Stanford PSYCH 290

Natural Language Processing & Text-Based Machine Learning in the Social Sciences

HW4 – working with DLATK feature tables in R

You may submit the answer to these questions as a simple R-script, or as R markdown, or as an R-Jupyter notebook. For all of the questions below, please limit your analyses to the 978 authors with at least 500 tokens (see end of Jupyter tutorial 11 for a reminder on adding wordcounts to the outcomes table). See tutorial 12 (and 13) on how to connect your local RStudio to the SQL servers in the cloud (through the SSH tunnel).

  1. Please make an (author-level) cross-correlations table between the LIWC (POSEMO), labmt ( valence ) and NRC ( SENT ) features, and author age and gender. R-commands you will need: dbGetQuery, importFeat (from the R source script, see tutorial 10), merge, cor() – or something similar
    LIWC is a theory-based, LabMT an annotation-based, and NRC a machine-learning based model. Which one of these three doesn’t correlate highly with the other two?

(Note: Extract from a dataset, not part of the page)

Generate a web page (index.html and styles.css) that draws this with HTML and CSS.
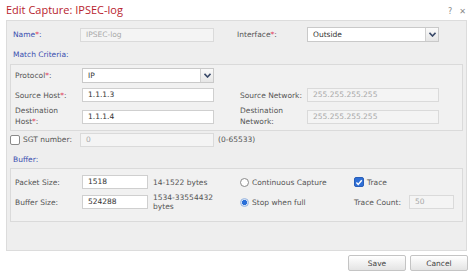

  2. Please calculate a cohen’s d effect size (standard deviation difference) in how genders 0 and 1 use LIWC POSEMO and NRC Sent. FYI: R commands – cohen.d(…)
    Which dictionary distinguishes better between the genders?

  3. Following from the previous question, please produce 3 plots plotting LIWC (POSEMO), labmt ( valence ) and NRC ( SENT ) against author-age, and add a line-of-good fit (either linear or LOESS).
    R-commands you will need: dbGetQuery, importFeat (from the R source script), merge, qplot/ggplot, +geom_smooth() or +geom_smooth(method = “lm”), the + theme_Publication() (from the R source script)

  4. Can you regress labmt ( valence ) and NRC ( SENT ) against age, controlling for gender? Please provide standardized coefficients with p-values.
    R-commands you will need: dbGetQuery, importFeat (from the R source script), merge, lm(scale(language) ~ scale(outcome1) + scale(outcome2)) – scale standardizes your variables (mean = 0, SD = 1) –> yields betas

  5. Please extract the data-driven dictionary for age and gender (dlatk_lexica.dd_emnlp15_ageGender). Please make one histogram each of the predicted age, and of for the age in the outcomes table.

  6. How well does the age dictionary work? Please plot author age against dictionary-predicted age, and add a line-of-good fit (either linear or LOESS).
    R-commands you will need: dbGetQuery, importFeat (from the R source script), merge, qplot/ggplot, +geom_smooth() or +geom_smooth(method = “lm”), the + theme_Publication() (from the R source script)

  7. Repeat the above, but produce two lines of best fit, one for each author gender

  8. How many years is the dictionary ‘prediction’ off, on average? -> please compute the mean-absolute error of the dictionary age ‘predictions’? FYI: MAE = sum( abs(var1 - var2))
    Does this seem like a lot to you?

  9. Let’s investigate how well the gender prediction dictionary works. Please make a histogram of the predicted gender values, and group it by the true genders, such that you see overlapping histograms of predicted values, one for each (true) gender. What would be a good threshold on the predicted gender value to distinguish well between the genders? Please draw this as a line in your combined histogram.
    FYI: R: ggplot:: +geom_vline()

  10. Using the reasonable threshold on the continuous gender prediction that you’ve picked, compute a confusion matrix. You do this by first “declaring” the users above or below your treshold to have been classified as 1 or 0. Now that you’ve turned the continous gender score into a “gender classification”, you can compare these predicted genders against the true genders.
    Please report accuracy, precision and recall for your choice of the threshold, and the F1 score, which combines precision and recall conservatively (F1 = 2 / (1/recall + 1/precision)).
    R hints: df$a_bin <- ifelse (a < X, 1, 0), confusionMatrix(… reference = ground_truth)
    Does this seem like satisfactory prediction performance to you?